A board meeting can recover from a delayed agenda. A client dinner can survive a last-minute seating change. What tends to leave a lasting impression, for better or worse, is how people move. Meetings and events transportation is often treated like a back-end detail until an executive is waiting curbside, a keynote speaker is calling from the wrong entrance, or a VIP guest arrives already frustrated.
For companies, family offices, entertainment teams, and private hosts, transportation is not just about getting people from one address to another. It affects timing, security, privacy, mood, and the overall standard of the event. When the audience is high-level and expectations are non-negotiable, transportation becomes part of the experience itself.
Why meetings and events transportation matters more than most planners expect
The obvious role is logistics. Guests need to arrive on time, departures need to be orderly, and routes need to account for traffic, venue access, and schedule changes. But the less obvious role is brand protection. If an event is polished inside the venue and disorganized outside of it, the disconnect is immediate.

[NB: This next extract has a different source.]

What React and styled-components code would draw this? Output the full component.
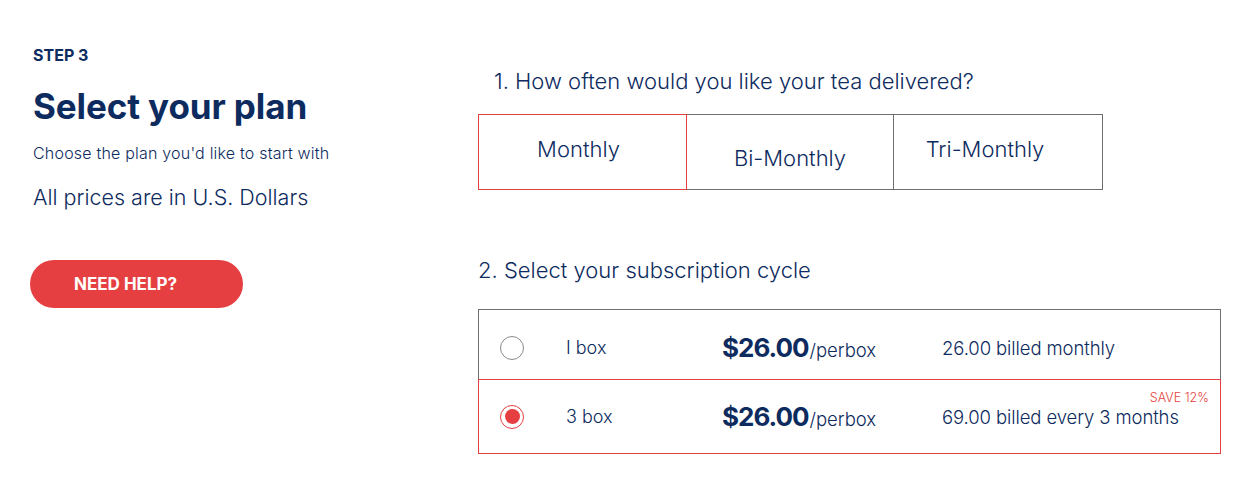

This is especially true for executive meetings, investor events, entertainment functions, luxury private gatherings, and multi-day corporate programs. A transportation plan signals whether the host understands pressure, pace, and discretion. Professional movement creates calm. Poor coordination creates visible friction.
There is also a practical financial side. Delays can compress speaking windows, push labor costs higher, trigger overtime at venues, and complicate security staffing. In some cases, one missed pickup can disrupt the order of the entire program. Transportation may sit in one line of the budget, but its impact reaches every line around it.

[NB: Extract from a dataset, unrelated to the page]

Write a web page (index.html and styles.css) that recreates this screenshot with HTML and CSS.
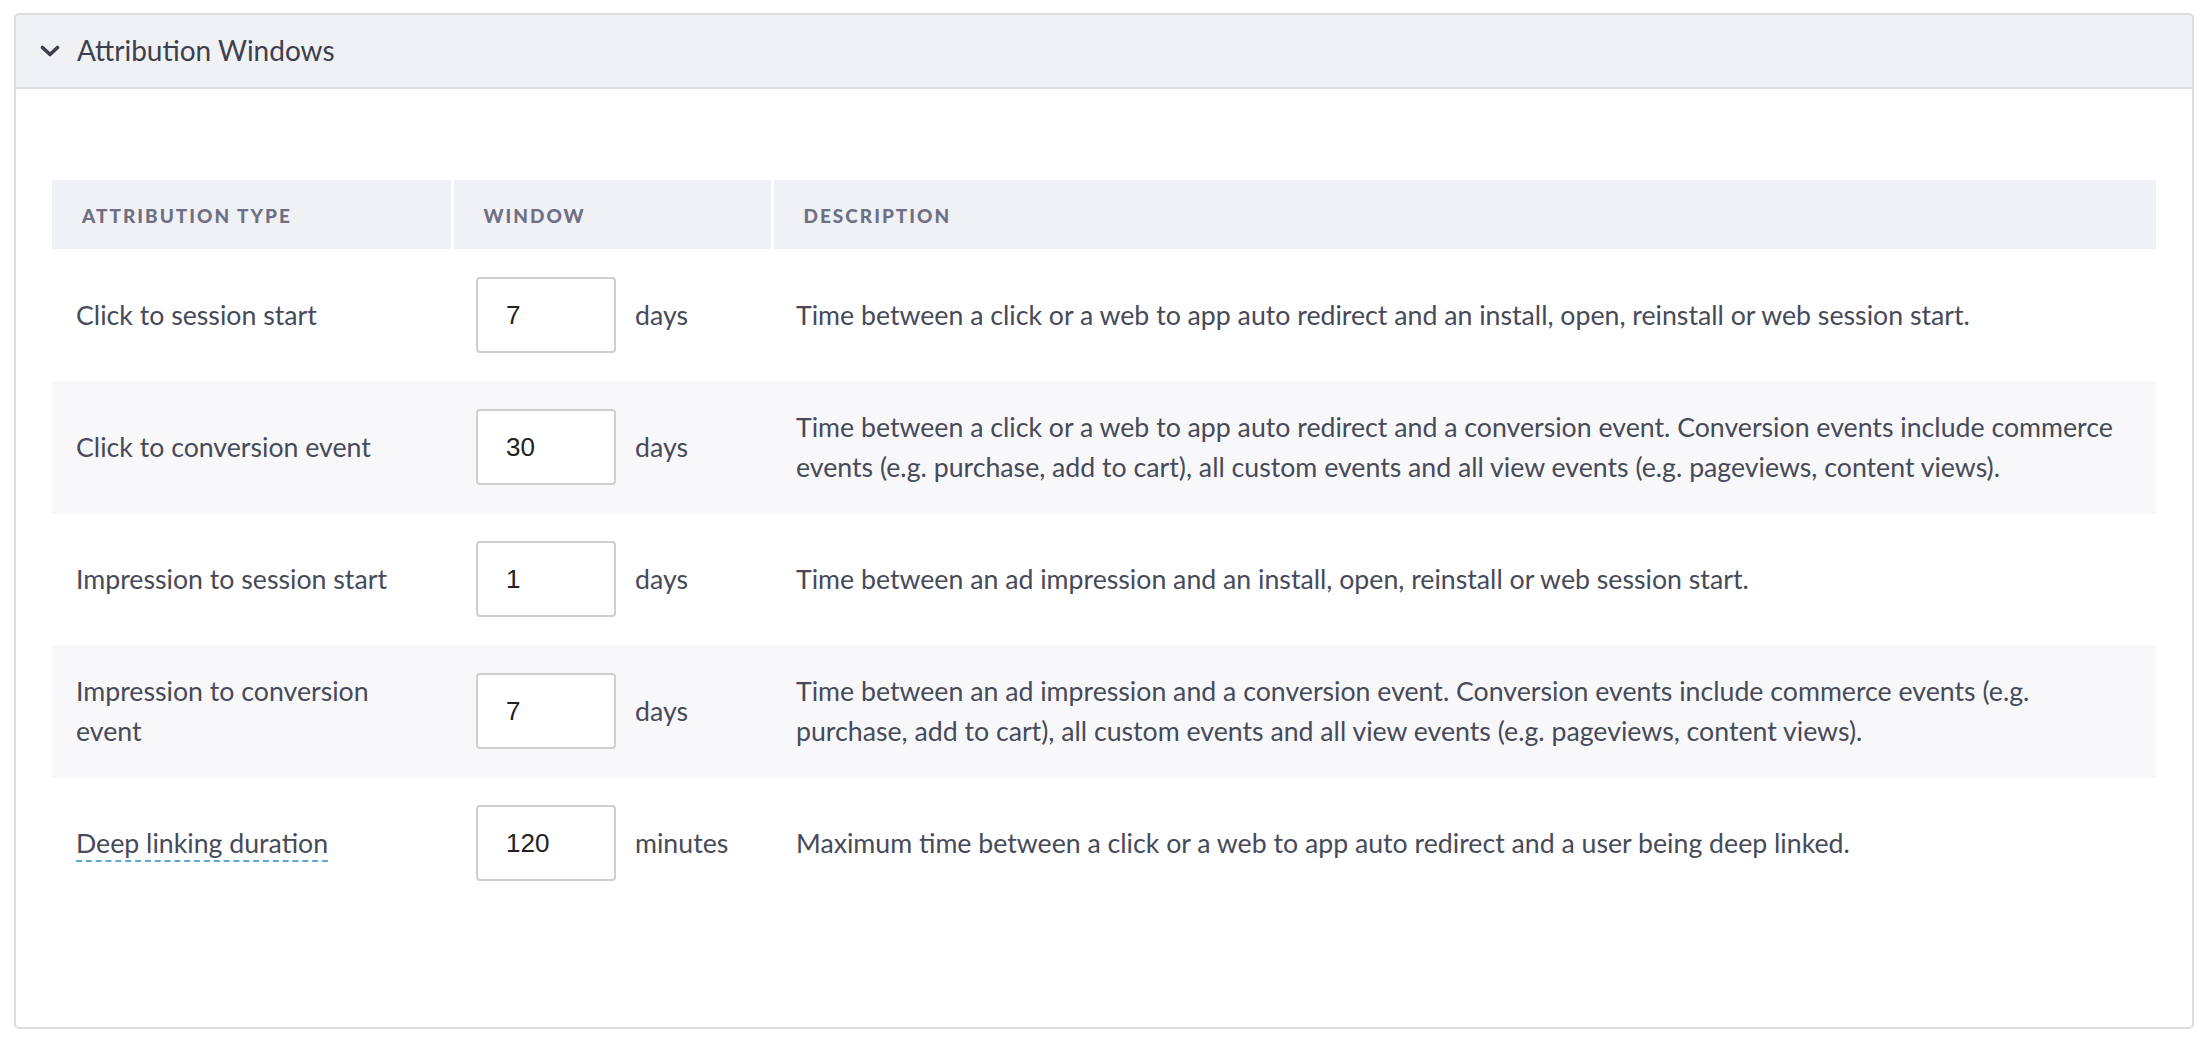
FILE: index.html
```html
<!DOCTYPE html>
<html lang="en">
<head>
<meta charset="utf-8">
<title>Attribution Windows</title>
<link rel="stylesheet" href="styles.css">
</head>
<body>
<section class="panel">
  <header class="panel-header">
    <svg class="chevron" viewBox="0 0 20 12" width="20" height="12" aria-hidden="true">
      <path d="M2.5 2.5 L10 9.5 L17.5 2.5" fill="none" stroke="currentColor" stroke-width="3.6" stroke-linecap="round" stroke-linejoin="round"/>
    </svg>
    <h2 class="panel-title">Attribution Windows</h2>
  </header>
  <div class="panel-body">
    <table class="attr-table">
      <colgroup>
        <col class="col-type">
        <col class="col-window">
        <col class="col-desc">
      </colgroup>
      <thead>
        <tr>
          <th>Attribution Type</th>
          <th>Window</th>
          <th>Description</th>
        </tr>
      </thead>
      <tbody>
        <tr>
          <td>Click to session start</td>
          <td><div class="window"><input class="num" type="text" value="7"><span class="unit">days</span></div></td>
          <td class="desc">Time between a click or a web to app auto redirect and an install, open, reinstall or web session start.</td>
        </tr>
        <tr>
          <td>Click to conversion event</td>
          <td><div class="window"><input class="num" type="text" value="30"><span class="unit">days</span></div></td>
          <td class="desc">Time between a click or a web to app auto redirect and a conversion event. Conversion events include commerce<br>events (e.g. purchase, add to cart), all custom events and all view events (e.g. pageviews, content views).</td>
        </tr>
        <tr>
          <td>Impression to session start</td>
          <td><div class="window"><input class="num" type="text" value="1"><span class="unit">days</span></div></td>
          <td class="desc">Time between an ad impression and an install, open, reinstall or web session start.</td>
        </tr>
        <tr>
          <td>Impression to conversion<br>event</td>
          <td><div class="window"><input class="num" type="text" value="7"><span class="unit">days</span></div></td>
          <td class="desc">Time between an ad impression and a conversion event. Conversion events include commerce events (e.g.<br>purchase, add to cart), all custom events and all view events (e.g. pageviews, content views).</td>
        </tr>
        <tr>
          <td><span class="term">Deep linking duration</span></td>
          <td><div class="window"><input class="num" type="text" value="120"><span class="unit">minutes</span></div></td>
          <td class="desc">Maximum time between a click or a web to app auto redirect and a user being deep linked.</td>
        </tr>
      </tbody>
    </table>
  </div>
</section>
</body>
</html>
```

FILE: styles.css
```css
* { box-sizing: border-box; }

html, body {
  margin: 0;
  padding: 0;
  background: #ffffff;
}

body {
  font-family: "Lato", "Open Sans", sans-serif;
  color: #474a59;
  padding: 13px 14px 0 14px;
}

.panel {
  width: 2180px;
  height: 1016px;
  border: 2px solid #dddde0;
  border-radius: 5px;
  overflow: hidden;
  background: #fff;
}

.panel-header {
  display: flex;
  align-items: center;
  height: 74px;
  padding: 0 0 2px 24px;
  background: #f0f1f5;
  border-bottom: 2px solid #dddde0;
  color: #3d3f4d;
}

.chevron {
  display: block;
  width: 20px;
  height: 12px;
  margin-right: 17px;
  margin-top: 2px;
}

.panel-title {
  margin: 0;
  font-size: 28px;
  font-weight: 400;
  color: #3d3f4d;
}

.panel-body {
  padding: 91px 34px 0 36px;
}

.attr-table {
  width: 2104px;
  border-collapse: collapse;
  table-layout: fixed;
}

.col-type { width: 400px; }
.col-window { width: 320px; }

.attr-table th {
  height: 69px;
  background: #f0f1f5;
  text-align: left;
  padding: 2px 20px 0 30px;
  font-size: 19px;
  font-weight: 900;
  letter-spacing: 2px;
  text-transform: uppercase;
  color: #6d7084;
  border-left: 3px solid #ffffff;
}

.attr-table th:first-child { border-left: 0; }

.attr-table td {
  height: 132px;
  padding: 0 10px 0 24px;
  font-size: 26.7px;
  line-height: 40px;
  vertical-align: middle;
  color: #474a59;
}

.attr-table td.desc {
  white-space: nowrap;
  padding-right: 0;
}

.attr-table tbody tr:nth-child(even) td {
  background: #f8f8fa;
}

.window {
  display: flex;
  align-items: center;
}

.num {
  width: 140px;
  height: 76px;
  border: 2px solid #cfcfd1;
  border-radius: 4px;
  background: #fff;
  padding: 0 0 0 28px;
  font-family: "Liberation Sans", Arial, sans-serif;
  font-size: 26px;
  color: #222222;
  outline: none;
}

.unit {
  margin-left: 19px;
}

.term {
  display: inline-block;
  line-height: 34px;
  border-bottom: 2px dashed #5fa8d3;
}
```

Meetings and events transportation is not the same as booking cars
This is where many organizations underestimate the assignment. Booking a few vehicles is easy. Managing meetings and events transportation for executives, VIPs, presenters, clients, and support staff requires a very different level of oversight.

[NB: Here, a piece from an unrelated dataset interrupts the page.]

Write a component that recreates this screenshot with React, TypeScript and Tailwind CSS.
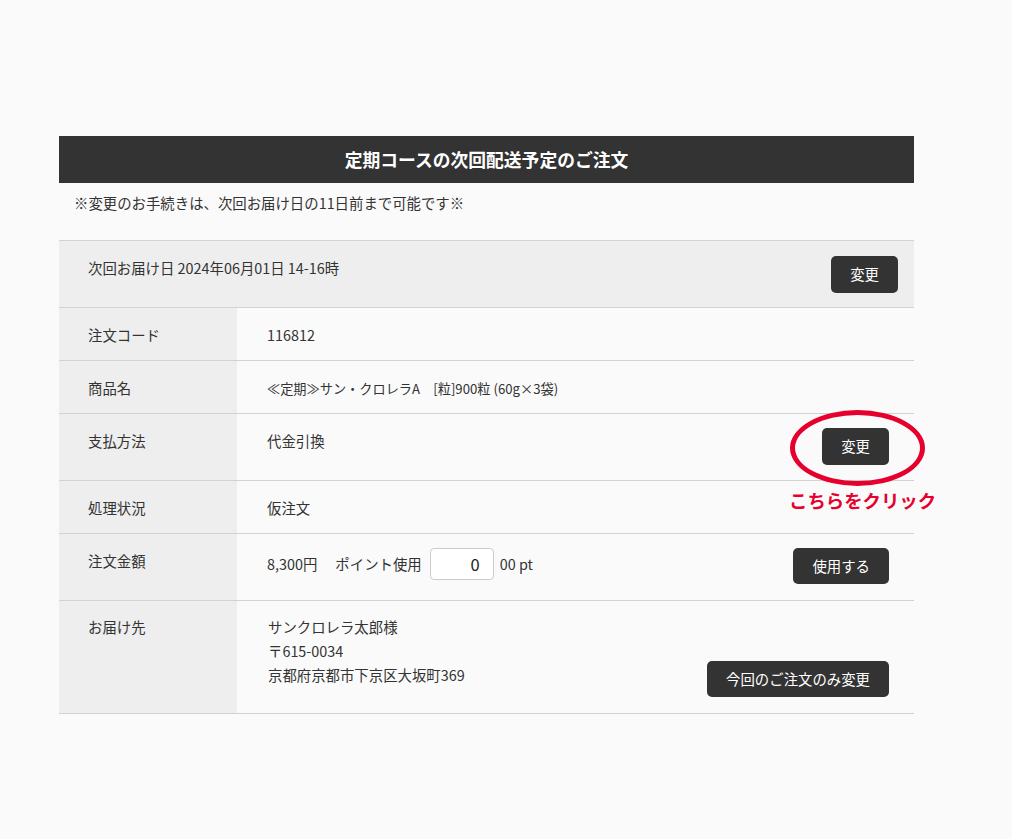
import React from "react";

const font = { fontFamily: '"Noto Sans CJK JP", "Noto Sans", sans-serif' };

function DarkButton({ children, className = "" }: { children: React.ReactNode; className?: string }) {
  return (
    <button
      type="button"
      className={`bg-[#333333] text-white text-[14.4px] leading-none rounded-[5px] px-[19px] ${className}`}
    >
      {children}
    </button>
  );
}

function Label({ children }: { children: React.ReactNode }) {
  return (
    <div className="w-[178px] shrink-0 bg-[#eeeeee] pl-[29px] pt-[15px] text-[14.4px] leading-6">
      {children}
    </div>
  );
}

export default function App() {
  return (
    <div style={font} className="min-h-[839px] w-full bg-[#fafafa] text-[#333333]">
      <div className="pt-[136px] pl-[59px]">
        <div className="relative w-[855px]">
          {/* title bar */}
          <div className="h-[47px] bg-[#333333] flex items-center justify-center">
            <h1 className="text-white text-[17.8px] font-bold">定期コースの次回配送予定のご注文</h1>
          </div>

          {/* notice */}
          <div className="h-[57px] pl-[15px] pt-[8px] text-[14.4px] leading-6">
            ※変更のお手続きは、次回お届け日の11日前まで可能です※
          </div>

          {/* next delivery */}
          <div className="flex justify-between items-start bg-[#eeeeee] border-t border-b border-[#d2d2d2] h-[68px]">
            <div className="pl-[29px] pt-[15px] text-[14.4px] leading-6">次回お届け日 2024年06月01日 14-16時</div>
            <DarkButton className="h-[37px] mt-[15px] mr-[16px]">変更</DarkButton>
          </div>

          {/* order detail rows */}
          <div className="flex border-b border-[#d2d2d2] h-[53px]">
            <Label>注文コード</Label>
            <div className="flex-1 pl-[30px] pt-[15px] text-[14.4px] leading-6">116812</div>
          </div>

          <div className="flex border-b border-[#d2d2d2] h-[53px]">
            <Label>商品名</Label>
            <div className="flex-1 pl-[30px] pt-[16px] text-[13.2px] leading-6">
              ≪定期≫サン・クロレラA　[粒]900粒 (60g×3袋)
            </div>
          </div>

          <div className="flex border-b border-[#d2d2d2] h-[67px]">
            <Label>支払方法</Label>
            <div className="flex-1 pl-[30px] pr-[25px] flex justify-between items-start">
              <div className="pt-[15px] text-[14.4px] leading-6">代金引換</div>
              <DarkButton className="h-[37px] mt-[14px]">変更</DarkButton>
            </div>
          </div>

          <div className="flex border-b border-[#d2d2d2] h-[53px]">
            <Label>処理状況</Label>
            <div className="flex-1 pl-[30px] pt-[15px] text-[14.4px] leading-6">仮注文</div>
          </div>

          <div className="flex border-b border-[#d2d2d2] h-[67px]">
            <Label>注文金額</Label>
            <div className="flex-1 pl-[30px] pr-[25px] flex justify-between items-start">
              <div className="flex items-center h-[32px] mt-[14px] text-[14.4px]">
                <span>8,300円</span>
                <span className="ml-[18px]">ポイント使用</span>
                <input
                  readOnly
                  value="0"
                  className="ml-[8px] w-[64px] h-[32px] bg-white border border-[#cccccc] rounded-[4px] text-right pr-[13px] text-[16.5px] text-[#222222] outline-none"
                  style={font}
                />
                <span className="ml-[6px]">00 pt</span>
              </div>
              <DarkButton className="h-[36px] mt-[14px]">使用する</DarkButton>
            </div>
          </div>

          <div className="flex border-b border-[#d2d2d2] h-[113px]">
            <div className="w-[178px] shrink-0 bg-[#eeeeee] pl-[29px] pt-[14px] text-[14.4px] leading-6">お届け先</div>
            <div className="flex-1 pl-[31px] pr-[25px] flex justify-between items-start">
              <div className="pt-[14px] text-[14.4px] leading-6">
                <div>サンクロレラ太郎様</div>
                <div>〒615-0034</div>
                <div>京都府京都市下京区大坂町369</div>
              </div>
              <DarkButton className="h-[36px] mt-[60px]">今回のご注文のみ変更</DarkButton>
            </div>
          </div>

          {/* callout around the payment change button */}
          <div className="absolute left-[731px] top-[274px] w-[135px] h-[76px] rounded-[50%] border-[5px] border-[#e6002d] pointer-events-none" />
          <div className="absolute left-[730px] top-[352px] text-[18.4px] leading-6 font-bold text-[#e6002d] whitespace-nowrap">
            こちらをクリック
          </div>
        </div>
      </div>
    </div>
  );
}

A proper plan starts with movement strategy. Who needs privacy? Who can share a vehicle? Who requires meet-and-greet support? Which arrivals are visible and which should stay low-profile? Does the event need airport coverage, hotel transfers, venue shuttles, standby chauffeurs, or as-directed service throughout the day?
Then there is the question of timing. Not every guest should arrive at the same moment, and not every departure should follow the published event end time. Senior leadership may need a private early exit. A host may need a vehicle held discreetly offsite. Talent, family principals, or high-profile guests may need alternate routing and controlled access points.
That level of coordination is closer to concierge logistics than standard car service. The difference shows up in how quietly the day runs.
What a premium transportation plan should include
The strongest transportation plans are built around the event itself, not around whatever fleet happens to be available. That means starting with the guest list, run-of-show, venue layout, security profile, and service expectations.
Vehicle selection matters, but not in the superficial sense. A luxury sedan may be the right choice for one-on-one executive movement where discretion and speed are priorities. SUVs may be better for teams with luggage, security accompaniment, or less predictable routing. Sprinters, mini coaches, or larger group vehicles may be necessary when efficiency matters more than exclusivity. The best option depends on the guest profile and the pace of the event.
Chauffeur quality is just as important. A polished vehicle cannot compensate for poor communication, weak situational awareness, or casual service standards. For high-touch events, chauffeurs should understand timing discipline, guest etiquette, confidentiality, route management, and venue coordination. They are often the first and last point of contact your guests experience.
Centralized communication also matters. Transportation fails when updates live in too many places or pass through too many hands. One point of coordination, real-time dispatch visibility, and direct communication between the transportation team and the event lead can prevent small adjustments from becoming visible problems.
The trade-offs planners need to think through early
Not every event needs the highest level of transportation support. The right plan depends on the stakes.
If the event is a large conference with broad attendee movement, efficiency may outrank personalization. Shared shuttle systems and structured pickup windows can make sense. If the event is a C-suite retreat, private equity meeting, confidential legal gathering, or celebrity-adjacent function, privacy and controlled movement usually matter far more than maximum throughput.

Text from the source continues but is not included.